Li, a one-time Central Committee member and deputy head of the party’s Organisation Department, has warned repeatedly against the dangers of one-party rule and unchecked power. Instead, he says, constitutional democracy and the rule of law are the only ways to prevent such abuses of power.

“The Communist Party’s revolution triumphed because it opposed Chiang Kai-shek’s fascist rule but advocated freedom, democracy and self-reliance in new China. But after it gained power it pursued the opposite and contradicted its principles,” Li said.

In the reform and opening era, paramount leader Deng Xiaoping advocated political reform in 1980 and in 1986, resulting in a consensus at the 13th Communist Party congress in 1987 to separate the functions of the party and government. But the political reform push was abandoned after the crackdown on the Tiananmen pro-democracy movement in 1989.

Although economic reform proceeded, resulting in China’s breakneck economic development, the lack of checks and balances on official powers also ushered in rampant corruption, social inequality and one of the widest wealth gaps in the world.

“My worry is: when will constitutional governance finally come?” Li said.

In a meeting with other liberal party elders earlier this year, Li reiterated that the party should embark on political reform by implementing “intra-party democracy”, allowing ordinary party members to elect political representatives, separating party and government functions, removing party authority over the judiciary and police and letting party members freely express their political views. His rhetoric, published in the liberal magazine Yanhuang Chunqiu in May, was said to have been criticised by the authorities.

Guanyu said...

Li said the reformist policies of liberal party leaders Hu Yaobang and Zhao Ziyang in the 1980s that sought more official transparency, a greater public say in policies and a more open media were on the right track in bringing the country to “follow the world trend”.

But with the crackdown in 1989 on the pro-democracy movement, Li said, the party abandoned universal values such as democracy and rule of law. The death of Hu, purged in 1987 for his liberal stance, in April 1989 triggered the Tiananmen pro-democracy movement, and Zhao, who sympathised with the students, was ousted and kept under house arrest for nearly 16 years until his death in 2005.

“The Communist Party held up the flag of democracy, otherwise it couldn’t have toppled Chiang Kai-shek, but in the end it changed and became even worse than Chiang. We couldn’t foresee this at the time,” Li said.
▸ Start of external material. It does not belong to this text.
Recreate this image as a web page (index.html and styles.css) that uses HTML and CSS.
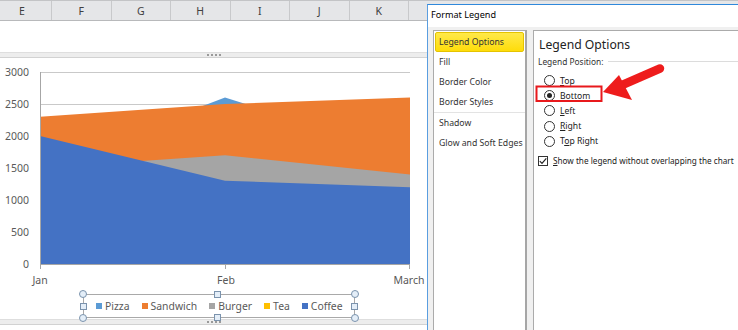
FILE: index.html
```html
<!DOCTYPE html>
<html>
<head>
<meta charset="utf-8">
<link rel="stylesheet" href="styles.css">
</head>
<body>
<div class="screen">
  <div class="sheet">
    <div class="colhdr">
      <div class="col col-e">E</div>
      <div class="col">F</div>
      <div class="col">G</div>
      <div class="col">H</div>
      <div class="col">I</div>
      <div class="col">J</div>
      <div class="col">K</div>
      <div class="col col-rest"></div>
    </div>
    <div class="blank"></div>
    <div class="split"><span class="grip"></span></div>
    <div class="chart">
      <svg class="plot" width="427" height="232" viewBox="0 0 427 232">
        <g stroke="#c9c9c9" stroke-width="1">
          <line x1="40" y1="14.5" x2="410" y2="14.5"/>
          <line x1="40" y1="46.5" x2="410" y2="46.5"/>
          <line x1="40" y1="78.5" x2="410" y2="78.5"/>
          <line x1="40" y1="110.5" x2="410" y2="110.5"/>
          <line x1="40" y1="142.5" x2="410" y2="142.5"/>
          <line x1="40" y1="174.5" x2="410" y2="174.5"/>
        </g>
        <polygon fill="#5b9bd5" points="40,206 40,110 225,39.6 410,97.2 410,206"/>
        <polygon fill="#ed7d31" points="40,206 40,58.8 225,46 410,39.6 410,206"/>
        <polygon fill="#a5a5a5" points="40,206 40,110 225,97.2 410,116.4 410,206"/>
        <polygon fill="#ffc000" points="40,206 40,180.4 225,174 410,167.6 410,206"/>
        <polygon fill="#4472c4" points="40,206 40,78 225,122.8 410,129.2 410,206"/>
        <g stroke="#a6a6a6" stroke-width="1">
          <line x1="40.5" y1="14" x2="40.5" y2="206"/>
          <line x1="40" y1="206.5" x2="410" y2="206.5"/>
          <line x1="40.5" y1="206" x2="40.5" y2="211"/>
          <line x1="225.5" y1="206" x2="225.5" y2="211"/>
          <line x1="409.5" y1="206" x2="409.5" y2="211"/>
        </g>
        <g class="ylab" text-anchor="end">
          <text x="29" y="17.8">3000</text>
          <text x="29" y="49.8">2500</text>
          <text x="29" y="81.8">2000</text>
          <text x="29" y="113.8">1500</text>
          <text x="29" y="145.8">1000</text>
          <text x="29" y="177.8">500</text>
          <text x="29" y="209.8">0</text>
        </g>
        <g class="xlab" text-anchor="middle">
          <text x="40" y="225.5">Jan</text>
          <text x="226" y="225.5">Feb</text>
          <text x="409" y="225.5">March</text>
        </g>
      </svg>
      <div class="legendrow">
        <div class="legend">
          <div class="lg"><span class="mk pizza"></span>Pizza</div>
          <div class="lg"><span class="mk sandwich"></span>Sandwich</div>
          <div class="lg"><span class="mk burger"></span>Burger</div>
          <div class="lg"><span class="mk tea"></span>Tea</div>
          <div class="lg"><span class="mk coffee"></span>Coffee</div>
          <span class="h c tl"></span><span class="h c tr"></span>
          <span class="h c bl"></span><span class="h c br"></span>
          <span class="h s tm"></span><span class="h s bm"></span>
          <span class="h s lm"></span><span class="h s rm"></span>
        </div>
      </div>
      <div class="split bottom"><span class="grip"></span></div>
    </div>
  </div>

  <div class="dialog">
    <div class="title">Format Legend</div>
    <div class="body">
      <div class="nav">
        <div class="item sel">Legend Options</div>
        <div class="item">Fill</div>
        <div class="item">Border Color</div>
        <div class="item">Border Styles</div>
        <div class="sep"></div>
        <div class="item">Shadow</div>
        <div class="item">Glow and Soft Edges</div>
      </div>
      <div class="main">
        <div class="heading">Legend Options</div>
        <div class="group"><span>Legend Position:</span><span class="rule"></span></div>
        <div class="radios">
          <div class="radio"><span class="dot"></span><span><u>T</u>op</span></div>
          <div class="radio"><span class="dot on"></span><span><u>B</u>ottom</span></div>
          <div class="radio"><span class="dot"></span><span><u>L</u>eft</span></div>
          <div class="radio"><span class="dot"></span><span><u>R</u>ight</span></div>
          <div class="radio"><span class="dot"></span><span>T<u>o</u>p Right</span></div>
        </div>
        <div class="check">
          <span class="box"><svg width="10" height="10" viewBox="0 0 10 10"><path d="M1.8 5.2 L4 7.4 L8.3 2.4" fill="none" stroke="#222" stroke-width="1.2"/></svg></span>
          <span class="cklabel"><u>S</u>how the legend without overlapping the chart</span>
        </div>
      </div>
    </div>
  </div>

  <svg class="annot" width="738" height="330" viewBox="0 0 738 330">
    <rect x="536.5" y="86.5" width="65" height="14.5" fill="none" stroke="#e8191c" stroke-width="2"/>
    <line x1="660" y1="68.5" x2="621" y2="85.5" stroke="#ee1c1c" stroke-width="8.5" stroke-linecap="round"/>
    <polygon fill="#ee1c1c" points="603,92 619,75 632,100"/>
  </svg>
</div>
</body>
</html>
```

FILE: styles.css
```css
* { box-sizing: border-box; }
html, body { margin: 0; padding: 0; background: #fff; }
.screen {
  position: relative;
  width: 738px;
  height: 330px;
  overflow: hidden;
  font-family: "Noto Sans", "DejaVu Sans", sans-serif;
}
.sheet { width: 738px; }
.colhdr {
  display: flex;
  height: 21px;
  background: #e5e6e8;
  border-top: 1px solid #c3c4c6;
  border-bottom: 1px solid #b8b9bb;
}
.col {
  width: 59.5px;
  flex: none;
  display: flex;
  align-items: center;
  justify-content: center;
  border-right: 1px solid #c8c9cb;
  font-size: 10.5px;
  color: #404040;
}
.col-e { width: 52px; padding-right: 7px; }
.col-rest { flex: 1; border-right: none; }
.blank { height: 31px; background: #fff; }
.split {
  height: 6px;
  background: #ededed;
  border-top: 1px solid #dedede;
  border-bottom: 1px solid #d2d2d2;
  display: flex;
  justify-content: center;
  align-items: center;
  width: 427px;
}
.grip {
  width: 14px;
  height: 2px;
  background: repeating-linear-gradient(90deg, #9a9a9a 0 2px, transparent 2px 4px);
}
.chart {
  width: 427px;
  background: #fff;
}
.plot { display: block; }
.ylab text, .xlab text { font-size: 10.5px; fill: #595959; font-family: "Noto Sans", "DejaVu Sans", sans-serif; }
.legendrow {
  height: 29px;
  padding-top: 4px;
  padding-left: 83px;
}
.legend {
  position: relative;
  width: 272px;
  height: 24px;
  border: 1px solid #a9a9a9;
  display: flex;
  align-items: center;
  gap: 12px;
  padding-left: 12px;
  font-size: 10.4px;
  color: #595959;
}
.lg { display: flex; align-items: center; gap: 3px; white-space: nowrap; }
.mk { width: 6px; height: 6px; display: inline-block; }
.pizza { background: #5b9bd5; }
.sandwich { background: #ed7d31; }
.burger { background: #a5a5a5; }
.tea { background: #ffc000; }
.coffee { background: #4472c4; }
.h {
  position: absolute;
  width: 7px;
  height: 7px;
  background: #e4eef8;
  border: 1px solid #7b93ad;
}
.h.c { border-radius: 50%; width: 8px; height: 8px; }
.tl { left: -5px; top: -5px; }
.tr { right: -5px; top: -5px; }
.bl { left: -5px; bottom: -5px; }
.br { right: -5px; bottom: -5px; }
.tm { left: 130px; top: -4px; }
.bm { left: 130px; bottom: -4px; }
.lm { left: -4px; top: 7.5px; }
.rm { right: -4px; top: 7.5px; }
.split.bottom { width: 427px; }

.dialog {
  position: absolute;
  left: 427px;
  top: 4px;
  width: 320px;
  height: 330px;
  border-left: 1px solid #5a9ee0;
  border-top: 1px solid #2f88db;
  background: #f0f0f0;
  display: flex;
  flex-direction: column;
}
.title {
  height: 22px;
  background: #fff;
  padding-left: 3px;
  padding-bottom: 4px;
  font-size: 9.1px;
  color: #000;
  display: flex;
  align-items: center;
}
.body {
  flex: 1;
  display: flex;
  padding: 3px 0 0 5px;
  gap: 6px;
}
.nav {
  width: 94px;
  flex: none;
  background: #fff;
  border: 1px solid #ababab;
  border-right: 2px solid #a6a6a6;
  padding: 1px;
  font-size: 8.7px;
  color: #333;
}
.item {
  height: 20px;
  line-height: 20px;
  padding-left: 4px;
  white-space: nowrap;
}
.item.sel {
  background: linear-gradient(#ffe94a, #fedc0a);
  border: 1px solid #e5c300;
  border-radius: 2px;
  line-height: 18px;
  padding-left: 3px;
}
.sep { height: 1px; background: #e3e3e3; margin: 0 -1px; }
.main {
  flex: 1;
  background: #fff;
  border-left: 1px solid #ababab;
  border-top: 1px solid #ababab;
  padding: 4px 0 0 4px;
  font-size: 8.6px;
  color: #222;
}
.heading {
  height: 20px;
  line-height: 20px;
  font-size: 12.2px;
  padding-left: 1px;
  color: #222;
}
.group {
  display: flex;
  align-items: center;
  gap: 5px;
  height: 12px;
  font-size: 8.4px;
  color: #333;
}
.rule { flex: 1; height: 1px; background: #dcdcdc; }
.radios { padding-top: 6px; padding-left: 6px; }
.radio {
  display: flex;
  align-items: center;
  gap: 5px;
  height: 15.2px;
}
.dot {
  width: 11px;
  height: 11px;
  border: 1px solid #333;
  border-radius: 50%;
  background: #fff;
  display: flex;
  align-items: center;
  justify-content: center;
}
.dot.on::after {
  content: "";
  width: 5px;
  height: 5px;
  border-radius: 50%;
  background: #222;
}
.check {
  display: flex;
  align-items: center;
  gap: 5px;
  margin-top: 6px;
  height: 12px;
  white-space: nowrap;
}
.cklabel { font-size: 8.2px; }
.box {
  width: 10px;
  height: 10px;
  flex: none;
  border: 1px solid #333;
  display: flex;
  align-items: center;
  justify-content: center;
}
.box svg { display: block; margin: -1px; }
u { text-decoration-thickness: 1px; text-underline-offset: 1px; }
.annot { position: absolute; left: 0; top: 0; pointer-events: none; }
```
He also blamed a deeply ingrained mass political culture among ordinary Chinese for their lack of modern ideas about nationhood.

“This is basically still a peasant nation and Mao is the peasant leader, and our country’s problems stem from here,” Li said, with a rueful smile. “The peasant tradition is that people want to be ruled, there is no tradition of human rights, democracy, or science [in this country].”

The vast business interests enjoyed by the privileged class of powerful officials and their relatives made them a strong counterforce to reform, Li said.

Corruption is rife in the government, Li says, and officials from top to bottom exploit their power and influence for financial gain. Many stash millions of dollars in overseas bank accounts and send their children and wives abroad. They fear that if political reforms are implemented, measures that introduced transparency, rule of law and freedom of expression would threaten their privileged positions and the party’s survival, he says.

“The Communist Party elite has so many vested interests, so on ideology matters they still need to cling to Mao’s image. Otherwise their reign has no foundation and the people will ask, ‘Where is your legitimacy?’” Li said.

But he said he still saw “a glimmer of hope” when the party purged the flamboyant Chongqing party chief Bo Xilai after Bo and his wife became embroiled in scandal. Bo was removed from his job in March and was expelled last Friday from the Communist Party, accused of committing a range of crimes from corruption and sexual affairs to abetting the cover-up of a murder by his wife. Before his fall from grace, the ambitious Bo, famous for his retro-Maoist “red song” campaigns and ruthless drives against organised crime, which targeted business empires and political rivals, looked set to gain a seat on the all-powerful Politburo Standing Committee.

“The handling of Bo Xilai’s case is a warning to the elite,” Li said. However, he said, it was the regime’s lack of openness and transparency that bred cadres like Bo: “If the party doesn’t carry out [political] reform there will be many more like him.”

Li said the Bo affair indicated an ideological struggle - Bo’s popular support base was among people nostalgic for the perceived social equality of Mao’s days - but also a power struggle within the party. It was widely believed that Bo, representing the party’s conservative, hardline camp, would have succeeded Zhou Yongkang on the nine-member Politburo Standing Committee as the country’s security chief if he had remained in office.

Li described president-in-waiting Xi Jinping as “an honest, down-to-earth person” and said that he had been a close friend of Xi’s father, Xi Zhongxun, a revolutionary leader and fellow reformist. Li stopped short of predicting Xi’s future but said he expected the new generation of leaders to be less indoctrinated by party orthodoxy.

“There won’t be huge changes [under the new leadership], but it won’t be worse than the past,” Li said.

Guanyu said...

Whether the new leadership will push for reform or not, Li said he believed the country could not resist the inevitable in the long term. The wave of democracy, he said, simply could not be resisted.

“The global situation is changing so fast. Look at North Africa, look at the fall of [Libyan dictator Muammar] Gaddafi and [former Egyptian president Hosni] Mubarak after 40 years of rule. With globalisation and the internet, you can no longer hide things from people,” Li said. “It is impossible not to move forward. Could China afford to remain stagnant? That’s impossible.”